Irish Independent

Central Bank boss to tracker victims: ‘You’re on your own’

Lane tells distraught homeowners to go to court or ombudsman

- Charlie Weston and Cormac McQuinn

THE Central Bank has been accused of deserting victims of the tracker mortgage scandal by failing to use its powers to force banks to return trackers to those who lost them.

Governor Philip Lane told an Oireachtas committee it was asking banks to write to people they refuse to give trackers back to, and told victims they can go to the courts or the ombudsman.

Sinn Féin’s Pearse Doherty accused the Central Bank of a derelictio­n of its duty and he asked why the regulator will not use the 2013 powers it was given to ensure these people get redress as they are being overcharge­d now.

The Central Bank was “the dog that doesn’t bark”, Mr Doherty said. Prof Lane said the focus is on getting the banks to restore and refund people voluntaril­y.

The head of financial conduct at the Central Bank, Derville Rowland, revealed she has been informing gardaí about its examinatio­n of taking customers off trackers. The Central Bank warned there will be “substantia­l” numbers in addition to the 20,000 tracker-denial cases already disclosed. Fianna Fáil’s Michael McGrath said the ultimate cost of redress and compensati­on could top €500m.

THE Central Bank has been accused of a derelictio­n of its duty in failing to use its powers to force banks to give back trackers to those who lost them.

Governor Philip Lane told an Oireachtas committee it was asking banks to write to people they refuse to give trackers back to, telling them they can go to the courts or the ombudsman.

The governor revealed there are large numbers of mortgage holders that the Central Bank feels should have their tracker mortgage returned.

The banks are disputing these cases.

But Sinn Féin’s Pearse Doherty accused the Central Bank of a derelictio­n of its duty by telling people refused tracker refunds to go to the ombudsman, or the courts. He asked why the regulator will not use the 2013 powers it was given to ensure these people get redress as they are being overcharge­d now. The Central Bank was “the dog that doesn’t bark”, Mr Doherty said.

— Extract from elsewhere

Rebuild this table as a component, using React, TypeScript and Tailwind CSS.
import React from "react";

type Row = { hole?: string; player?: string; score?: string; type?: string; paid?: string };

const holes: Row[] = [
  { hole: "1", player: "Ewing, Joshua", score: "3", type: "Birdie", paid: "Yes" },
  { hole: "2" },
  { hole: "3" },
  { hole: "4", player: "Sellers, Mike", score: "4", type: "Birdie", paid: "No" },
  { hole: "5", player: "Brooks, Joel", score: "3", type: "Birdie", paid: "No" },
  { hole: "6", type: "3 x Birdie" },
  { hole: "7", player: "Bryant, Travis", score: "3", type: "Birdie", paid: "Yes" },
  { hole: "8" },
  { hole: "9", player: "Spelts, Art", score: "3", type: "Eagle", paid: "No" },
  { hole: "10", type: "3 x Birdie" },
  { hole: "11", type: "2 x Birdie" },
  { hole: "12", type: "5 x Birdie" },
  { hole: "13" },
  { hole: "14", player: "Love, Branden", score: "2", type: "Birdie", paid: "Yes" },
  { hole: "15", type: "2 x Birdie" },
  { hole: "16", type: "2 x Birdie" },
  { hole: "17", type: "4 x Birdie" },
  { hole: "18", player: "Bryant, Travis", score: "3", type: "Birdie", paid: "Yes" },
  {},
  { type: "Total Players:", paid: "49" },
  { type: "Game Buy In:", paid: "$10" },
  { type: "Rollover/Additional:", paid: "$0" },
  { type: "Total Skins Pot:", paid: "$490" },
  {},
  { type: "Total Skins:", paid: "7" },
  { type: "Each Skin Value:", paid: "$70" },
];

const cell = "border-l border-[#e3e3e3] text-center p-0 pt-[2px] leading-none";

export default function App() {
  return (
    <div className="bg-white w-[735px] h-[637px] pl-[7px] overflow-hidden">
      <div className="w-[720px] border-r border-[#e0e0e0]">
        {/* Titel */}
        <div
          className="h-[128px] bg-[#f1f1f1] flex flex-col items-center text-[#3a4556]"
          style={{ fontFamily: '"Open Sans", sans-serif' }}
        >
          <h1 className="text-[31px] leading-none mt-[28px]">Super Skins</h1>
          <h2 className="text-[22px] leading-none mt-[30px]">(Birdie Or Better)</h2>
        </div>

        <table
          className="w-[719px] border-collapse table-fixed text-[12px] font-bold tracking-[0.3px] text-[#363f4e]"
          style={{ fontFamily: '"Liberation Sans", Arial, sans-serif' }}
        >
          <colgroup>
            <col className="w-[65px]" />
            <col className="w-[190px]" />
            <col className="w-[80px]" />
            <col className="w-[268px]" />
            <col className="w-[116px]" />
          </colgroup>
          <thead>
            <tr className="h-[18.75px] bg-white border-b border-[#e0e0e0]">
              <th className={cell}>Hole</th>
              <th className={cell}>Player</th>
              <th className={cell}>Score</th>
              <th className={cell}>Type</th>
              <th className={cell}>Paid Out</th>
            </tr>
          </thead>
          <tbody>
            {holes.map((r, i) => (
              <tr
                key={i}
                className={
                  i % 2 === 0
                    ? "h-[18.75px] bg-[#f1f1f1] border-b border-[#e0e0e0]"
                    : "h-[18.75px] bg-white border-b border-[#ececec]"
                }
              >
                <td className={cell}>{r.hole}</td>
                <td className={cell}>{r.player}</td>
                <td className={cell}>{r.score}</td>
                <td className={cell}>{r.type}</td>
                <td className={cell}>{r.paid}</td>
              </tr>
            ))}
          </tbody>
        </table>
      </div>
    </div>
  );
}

Prof Lane said that would be a lengthy legal process, and the focus now is on getting the banks to restore and refund people voluntaril­y.

The head of financial conduct at the Central Bank, Derville Rowland, revealed she has been informing gardaí about its examinatio­n of taking customers off trackers.

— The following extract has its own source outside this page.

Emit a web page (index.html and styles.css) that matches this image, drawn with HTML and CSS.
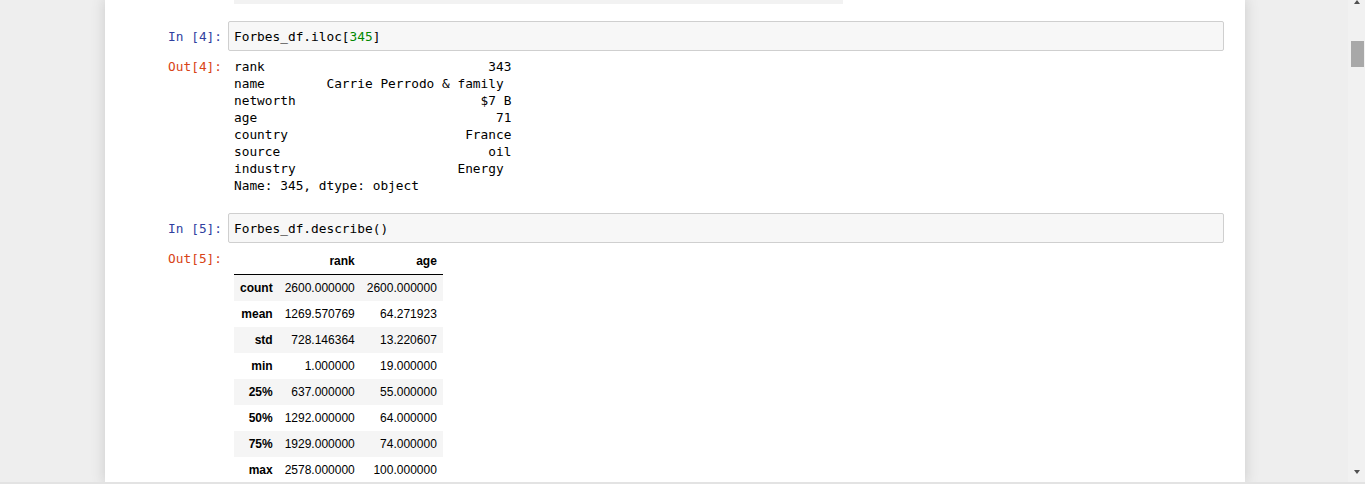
FILE: index.html
```html
<!DOCTYPE html>
<html>
<head>
<meta charset="utf-8">
<link rel="stylesheet" href="styles.css">
</head>
<body>
<div class="window">
  <div class="page">
    <div class="notebook">
      <div class="prev-output"></div>

      <div class="cell">
        <div class="row">
          <div class="prompt in">In [4]:</div>
          <div class="input-area"><span class="code">Forbes_df.iloc[<span class="num">345</span>]</span></div>
        </div>
        <div class="row">
          <div class="prompt out out-text">Out[4]:</div>
          <div class="output-sub out-text"><pre class="out-pre">rank                             343
name        Carrie Perrodo &amp; family 
networth                        $7 B
age                               71
country                       France
source                           oil
industry                     Energy 
Name: 345, dtype: object</pre></div>
        </div>
      </div>

      <div class="cell">
        <div class="row">
          <div class="prompt in">In [5]:</div>
          <div class="input-area"><span class="code">Forbes_df.describe()</span></div>
        </div>
        <div class="row">
          <div class="prompt out out-table">Out[5]:</div>
          <div class="output-sub out-table-wrap">
            <table class="df">
              <thead>
                <tr><th></th><th>rank</th><th>age</th></tr>
              </thead>
              <tbody>
                <tr><th>count</th><td>2600.000000</td><td>2600.000000</td></tr>
                <tr><th>mean</th><td>1269.570769</td><td>64.271923</td></tr>
                <tr><th>std</th><td>728.146364</td><td>13.220607</td></tr>
                <tr><th>min</th><td>1.000000</td><td>19.000000</td></tr>
                <tr><th>25%</th><td>637.000000</td><td>55.000000</td></tr>
                <tr><th>50%</th><td>1292.000000</td><td>64.000000</td></tr>
                <tr><th>75%</th><td>1929.000000</td><td>74.000000</td></tr>
                <tr><th>max</th><td>2578.000000</td><td>100.000000</td></tr>
              </tbody>
            </table>
          </div>
        </div>
      </div>
    </div>
  </div>
  <div class="scrollbar">
    <div class="arrow-up"></div>
    <div class="thumb"></div>
    <div class="arrow-down"></div>
  </div>
</div>
<div class="bottom-line"></div>
</body>
</html>
```

FILE: styles.css
```css
html, body {
  margin: 0;
  padding: 0;
  height: 484px;
  overflow: hidden;
  background: #eeeeee;
}

.window {
  display: flex;
  height: 482px;
  overflow: hidden;
}

.page {
  flex: 1;
  overflow: hidden;
}

.notebook {
  width: 1140px;
  margin-left: 105px;
  height: 100%;
  background: #ffffff;
  box-shadow: 0 0 12px 1px rgba(87, 87, 87, 0.2);
  box-sizing: border-box;
}

.prev-output {
  margin-left: 129px;
  width: 609px;
  height: 4px;
  background: #f2f2f2;
  margin-bottom: 12px;
}

.cell {
  padding: 5px 21px 5px 20px;
}

.row {
  display: flex;
  align-items: flex-start;
}

.prompt {
  width: 103px;
  flex: none;
  box-sizing: border-box;
  padding-right: 6px;
  text-align: right;
  font-family: "DejaVu Sans Mono", "Liberation Mono", monospace;
  font-size: 12.8px;
  line-height: 17px;
}

.prompt.in {
  color: #303f9f;
  padding-top: 6.5px;
}

.prompt.out {
  color: #d84315;
  padding-top: 7px;
}

.input-area {
  flex: 1;
  border: 1px solid #cfcfcf;
  border-radius: 2px;
  background: #f7f7f7;
  padding: 5.5px 5px;
  font-family: "DejaVu Sans Mono", "Liberation Mono", monospace;
  font-size: 12.8px;
  line-height: 17px;
  color: #000;
}

.num {
  color: #008800;
}

.output-sub {
  flex: 1;
  padding-left: 6px;
}

.output-sub.out-text {
  padding-top: 7px;
  padding-bottom: 9px;
}

.out-pre {
  margin: 0;
  font-family: "DejaVu Sans Mono", "Liberation Mono", monospace;
  font-size: 12.8px;
  line-height: 17px;
  color: #000;
}

.out-table-wrap {
  padding-top: 5px;
}

.df {
  border-collapse: collapse;
  border-spacing: 0;
  font-family: "Liberation Sans", Arial, sans-serif;
  font-size: 12px;
  color: #000;
}

.df th,
.df td {
  padding: 6px 6px;
  line-height: 14px;
  text-align: right;
  vertical-align: middle;
  white-space: nowrap;
}

.df th {
  font-weight: bold;
}

.df td {
  font-weight: normal;
}

.df thead th {
  border-bottom: 1px solid #000;
}

.df tbody tr:nth-child(odd) {
  background: #f5f5f5;
}

.scrollbar {
  width: 17px;
  flex: none;
  background: #f1f1f1;
  display: flex;
  flex-direction: column;
  align-items: flex-start;
}

.arrow-up {
  width: 0;
  height: 0;
  margin-left: 6px;
  border-left: 3.5px solid transparent;
  border-right: 3.5px solid transparent;
  border-bottom: 4px solid #505050;
}

.thumb {
  margin-top: 37px;
  margin-left: 3px;
  width: 13px;
  height: 26px;
  background: #a8a8a8;
}

.arrow-down {
  margin-top: auto;
  margin-bottom: 8px;
  margin-left: 6px;
  width: 0;
  height: 0;
  border-left: 3.5px solid transparent;
  border-right: 3.5px solid transparent;
  border-top: 4px solid #505050;
}

.bottom-line {
  height: 2px;
  background: #e3e3e3;
}
```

The Central Bank has had two meetings with gardaí on the tracker scandal, but no formal report has been made. It was more of an informatio­n exchange.

Ms Rowland advised anyone who believes they have been affected by the tracker scandal, but who has not been contacted, to complain to their bank.

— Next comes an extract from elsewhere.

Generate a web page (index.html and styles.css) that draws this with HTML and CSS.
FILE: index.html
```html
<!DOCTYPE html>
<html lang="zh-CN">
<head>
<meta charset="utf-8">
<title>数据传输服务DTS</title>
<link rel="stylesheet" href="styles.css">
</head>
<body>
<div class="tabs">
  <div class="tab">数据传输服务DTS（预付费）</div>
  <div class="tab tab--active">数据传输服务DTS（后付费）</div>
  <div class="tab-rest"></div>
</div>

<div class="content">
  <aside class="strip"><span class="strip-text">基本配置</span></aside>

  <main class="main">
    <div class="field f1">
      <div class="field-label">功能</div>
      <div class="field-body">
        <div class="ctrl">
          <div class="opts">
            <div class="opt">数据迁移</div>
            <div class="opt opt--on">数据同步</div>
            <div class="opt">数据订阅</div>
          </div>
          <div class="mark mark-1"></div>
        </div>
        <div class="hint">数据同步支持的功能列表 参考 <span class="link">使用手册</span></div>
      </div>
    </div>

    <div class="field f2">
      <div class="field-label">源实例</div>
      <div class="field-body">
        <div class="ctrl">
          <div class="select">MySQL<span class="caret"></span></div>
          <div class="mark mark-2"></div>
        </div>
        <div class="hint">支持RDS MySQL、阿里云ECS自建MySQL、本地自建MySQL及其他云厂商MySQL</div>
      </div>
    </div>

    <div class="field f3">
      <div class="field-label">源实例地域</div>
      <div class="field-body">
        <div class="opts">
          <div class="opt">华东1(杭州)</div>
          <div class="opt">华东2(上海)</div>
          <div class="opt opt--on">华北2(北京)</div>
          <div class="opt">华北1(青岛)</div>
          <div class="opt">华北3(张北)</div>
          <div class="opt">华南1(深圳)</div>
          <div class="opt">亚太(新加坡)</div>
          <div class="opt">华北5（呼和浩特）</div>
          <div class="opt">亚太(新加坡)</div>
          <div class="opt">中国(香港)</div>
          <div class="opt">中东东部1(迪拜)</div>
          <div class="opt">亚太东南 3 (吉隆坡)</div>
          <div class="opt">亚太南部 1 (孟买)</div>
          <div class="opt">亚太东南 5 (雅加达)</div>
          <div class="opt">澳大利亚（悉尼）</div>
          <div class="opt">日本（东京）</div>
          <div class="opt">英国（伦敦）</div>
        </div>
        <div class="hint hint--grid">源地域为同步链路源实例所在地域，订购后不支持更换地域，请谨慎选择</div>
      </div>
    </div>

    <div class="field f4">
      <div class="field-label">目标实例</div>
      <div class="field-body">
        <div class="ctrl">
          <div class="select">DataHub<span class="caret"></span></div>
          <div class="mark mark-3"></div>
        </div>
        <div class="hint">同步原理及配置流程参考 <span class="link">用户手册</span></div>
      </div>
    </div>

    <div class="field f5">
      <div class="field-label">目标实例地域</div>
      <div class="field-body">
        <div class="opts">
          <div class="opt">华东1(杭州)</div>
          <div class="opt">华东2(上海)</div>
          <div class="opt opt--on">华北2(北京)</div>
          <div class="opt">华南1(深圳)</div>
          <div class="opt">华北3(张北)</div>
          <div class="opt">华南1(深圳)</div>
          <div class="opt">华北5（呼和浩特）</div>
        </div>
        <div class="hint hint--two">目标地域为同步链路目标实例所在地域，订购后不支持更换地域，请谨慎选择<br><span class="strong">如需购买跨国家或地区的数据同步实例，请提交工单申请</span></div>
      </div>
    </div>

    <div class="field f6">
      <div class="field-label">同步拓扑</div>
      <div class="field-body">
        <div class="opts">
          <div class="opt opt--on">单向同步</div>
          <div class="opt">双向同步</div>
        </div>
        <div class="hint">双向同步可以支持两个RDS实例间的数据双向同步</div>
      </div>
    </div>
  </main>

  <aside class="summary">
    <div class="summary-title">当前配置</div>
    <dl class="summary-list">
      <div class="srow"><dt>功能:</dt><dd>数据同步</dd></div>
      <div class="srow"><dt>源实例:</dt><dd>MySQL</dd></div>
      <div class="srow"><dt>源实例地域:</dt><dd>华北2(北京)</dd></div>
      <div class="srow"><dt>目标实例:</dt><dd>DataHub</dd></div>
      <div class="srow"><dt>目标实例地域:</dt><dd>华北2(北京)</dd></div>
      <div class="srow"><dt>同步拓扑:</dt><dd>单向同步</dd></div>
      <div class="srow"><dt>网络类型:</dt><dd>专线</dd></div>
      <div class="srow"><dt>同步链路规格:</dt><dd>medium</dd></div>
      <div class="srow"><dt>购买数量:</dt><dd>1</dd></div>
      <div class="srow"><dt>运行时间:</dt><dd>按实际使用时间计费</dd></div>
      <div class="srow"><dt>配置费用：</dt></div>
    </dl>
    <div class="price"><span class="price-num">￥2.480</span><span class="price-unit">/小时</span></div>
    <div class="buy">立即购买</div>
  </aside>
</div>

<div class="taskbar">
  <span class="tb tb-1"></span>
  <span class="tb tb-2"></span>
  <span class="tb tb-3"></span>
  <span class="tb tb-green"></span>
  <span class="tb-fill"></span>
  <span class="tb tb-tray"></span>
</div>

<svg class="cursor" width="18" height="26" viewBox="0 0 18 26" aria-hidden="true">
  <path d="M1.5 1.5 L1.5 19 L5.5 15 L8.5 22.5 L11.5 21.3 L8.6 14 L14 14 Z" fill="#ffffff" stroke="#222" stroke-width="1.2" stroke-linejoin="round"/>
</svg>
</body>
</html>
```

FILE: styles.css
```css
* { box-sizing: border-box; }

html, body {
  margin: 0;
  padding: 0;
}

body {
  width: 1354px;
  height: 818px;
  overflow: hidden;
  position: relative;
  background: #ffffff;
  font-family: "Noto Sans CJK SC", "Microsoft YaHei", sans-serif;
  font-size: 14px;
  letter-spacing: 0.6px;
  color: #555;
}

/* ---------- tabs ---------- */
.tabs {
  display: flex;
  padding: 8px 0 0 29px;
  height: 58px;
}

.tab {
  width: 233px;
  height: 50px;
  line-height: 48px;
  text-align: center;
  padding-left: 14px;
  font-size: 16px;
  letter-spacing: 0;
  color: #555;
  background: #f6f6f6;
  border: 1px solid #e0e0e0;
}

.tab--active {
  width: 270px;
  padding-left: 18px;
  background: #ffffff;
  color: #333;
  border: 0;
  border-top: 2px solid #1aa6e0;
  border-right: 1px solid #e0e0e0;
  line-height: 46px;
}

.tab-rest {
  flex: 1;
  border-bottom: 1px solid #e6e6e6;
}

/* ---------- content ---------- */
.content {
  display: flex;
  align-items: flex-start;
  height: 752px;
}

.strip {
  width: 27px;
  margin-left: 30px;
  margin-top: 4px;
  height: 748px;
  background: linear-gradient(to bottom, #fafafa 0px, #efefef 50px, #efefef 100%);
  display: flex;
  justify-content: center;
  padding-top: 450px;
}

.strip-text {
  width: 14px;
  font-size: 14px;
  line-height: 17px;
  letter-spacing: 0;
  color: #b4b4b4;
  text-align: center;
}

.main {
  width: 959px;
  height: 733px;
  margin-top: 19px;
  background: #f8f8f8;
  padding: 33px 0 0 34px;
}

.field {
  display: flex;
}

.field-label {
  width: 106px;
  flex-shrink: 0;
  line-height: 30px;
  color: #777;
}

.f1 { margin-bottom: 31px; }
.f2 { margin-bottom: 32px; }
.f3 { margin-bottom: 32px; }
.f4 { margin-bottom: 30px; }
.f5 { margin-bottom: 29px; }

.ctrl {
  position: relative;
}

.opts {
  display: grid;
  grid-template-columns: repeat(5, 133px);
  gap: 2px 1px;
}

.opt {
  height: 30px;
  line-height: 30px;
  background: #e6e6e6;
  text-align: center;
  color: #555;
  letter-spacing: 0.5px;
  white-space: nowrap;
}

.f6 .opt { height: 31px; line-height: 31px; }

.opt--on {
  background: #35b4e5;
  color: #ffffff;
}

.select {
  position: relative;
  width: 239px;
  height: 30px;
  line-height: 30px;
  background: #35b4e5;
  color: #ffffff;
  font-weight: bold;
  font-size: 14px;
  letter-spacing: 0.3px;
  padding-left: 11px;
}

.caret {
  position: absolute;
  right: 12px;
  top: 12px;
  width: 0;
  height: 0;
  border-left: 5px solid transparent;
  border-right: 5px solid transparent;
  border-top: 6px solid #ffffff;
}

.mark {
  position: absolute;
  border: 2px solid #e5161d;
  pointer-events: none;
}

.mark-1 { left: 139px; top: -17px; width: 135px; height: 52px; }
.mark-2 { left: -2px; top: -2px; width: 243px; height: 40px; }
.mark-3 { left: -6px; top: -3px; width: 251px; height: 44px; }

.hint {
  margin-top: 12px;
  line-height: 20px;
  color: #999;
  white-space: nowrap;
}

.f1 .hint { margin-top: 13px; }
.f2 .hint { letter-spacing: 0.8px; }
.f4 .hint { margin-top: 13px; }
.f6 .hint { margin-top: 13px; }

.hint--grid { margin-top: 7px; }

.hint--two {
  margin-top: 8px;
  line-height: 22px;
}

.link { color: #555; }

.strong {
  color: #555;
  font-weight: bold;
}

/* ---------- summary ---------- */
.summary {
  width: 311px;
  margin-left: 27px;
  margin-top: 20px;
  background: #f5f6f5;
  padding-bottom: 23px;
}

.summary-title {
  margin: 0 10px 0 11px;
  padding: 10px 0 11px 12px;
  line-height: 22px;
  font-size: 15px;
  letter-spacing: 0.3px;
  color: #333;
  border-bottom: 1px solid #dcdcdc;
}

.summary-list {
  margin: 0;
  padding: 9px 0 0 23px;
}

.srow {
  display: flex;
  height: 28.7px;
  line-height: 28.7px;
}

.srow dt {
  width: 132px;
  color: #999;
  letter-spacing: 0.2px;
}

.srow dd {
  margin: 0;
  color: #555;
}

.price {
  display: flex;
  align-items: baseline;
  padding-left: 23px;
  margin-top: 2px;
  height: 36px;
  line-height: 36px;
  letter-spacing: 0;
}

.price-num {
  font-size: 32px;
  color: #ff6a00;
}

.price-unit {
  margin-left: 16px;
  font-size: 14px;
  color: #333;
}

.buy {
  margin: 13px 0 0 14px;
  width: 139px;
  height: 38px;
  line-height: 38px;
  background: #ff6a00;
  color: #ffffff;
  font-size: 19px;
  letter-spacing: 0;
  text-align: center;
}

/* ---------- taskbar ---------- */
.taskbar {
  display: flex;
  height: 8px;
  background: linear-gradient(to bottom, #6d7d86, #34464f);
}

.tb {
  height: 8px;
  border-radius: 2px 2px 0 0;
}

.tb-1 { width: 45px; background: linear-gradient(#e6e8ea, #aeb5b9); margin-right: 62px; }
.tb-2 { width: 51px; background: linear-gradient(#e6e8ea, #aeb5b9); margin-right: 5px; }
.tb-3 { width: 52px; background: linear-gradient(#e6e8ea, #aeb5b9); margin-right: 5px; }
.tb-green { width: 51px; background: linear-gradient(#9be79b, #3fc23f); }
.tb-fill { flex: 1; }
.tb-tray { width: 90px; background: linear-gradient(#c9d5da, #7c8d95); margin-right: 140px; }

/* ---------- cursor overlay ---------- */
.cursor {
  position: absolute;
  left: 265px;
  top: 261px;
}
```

The Central Bank warned there will be “substantia­l” numbers in addition to the 20,000 tracker-denial cases already disclosed.

Financial adviser Padraic Kissane has estimated up to 30,000 will eventually emerge as the final number.

However, TDs were aghast to learn only two on-site inspection­s of banks denying customers the return of trackers have been carried out by the Central Bank.

The committee heard just 26 of the close to 2,000 staff in the Central Bank are working full-time on the tracker redress process involving 15 lenders.

Prof Lane described the examinatio­n as “the largest,

most complex and significan­t conduct review that we have undertaken to date in the context of our consumer protection mandate”.

But he repeatedly refused to say if he needs extra powers, before eventually saying the regulator’s powers were sufficient.

Politician­s were told the Central Bank only got powers to order lenders to compensate people for the loss of trackers from 2013 on, and could not impose sanctions for actions before then.

Banks were being urged to do the right thing by their customers, the Central Bank boss said.

Committee chairman John McGuinness described the tracker scandal as grand theft.

“If I go into a shop and steal a pair of socks I’ll probably be in court next Tuesday,” he said.

“Isn’t it the case that banks took money fraudulent­ly? On request they did not return the money. You could describe that as stealing money from people.

“It is a question of grand theft from thousands of people, and the banks did not return it.”

Fianna Fáil finance spokesman Michael McGrath said the ultimate cost of redress and compensati­on could be more than €500m, making it “one of the greatest consumer rip-offs in our State”.

Meanwhile, Taoiseach Leo Varadkar rejected suggestion­s that the Government is powerless to force the banks to act when asked about Paschal Donohoe’s intention to haul in the banks and admonish them over the scandal.

Mr Varadkar argued that former Taoiseach Enda Kenny and former finance minister Michael Noonan brought the banks in over mortgage arrears and that “arrears have been falling very substantia­lly in Ireland in recent years”.

He said he is open to new laws and additional taxation to address the tracker mortgage issue but that “all those things actually will take too long”.

He added: “The banks have it in their power to sort this out within a matter of months.”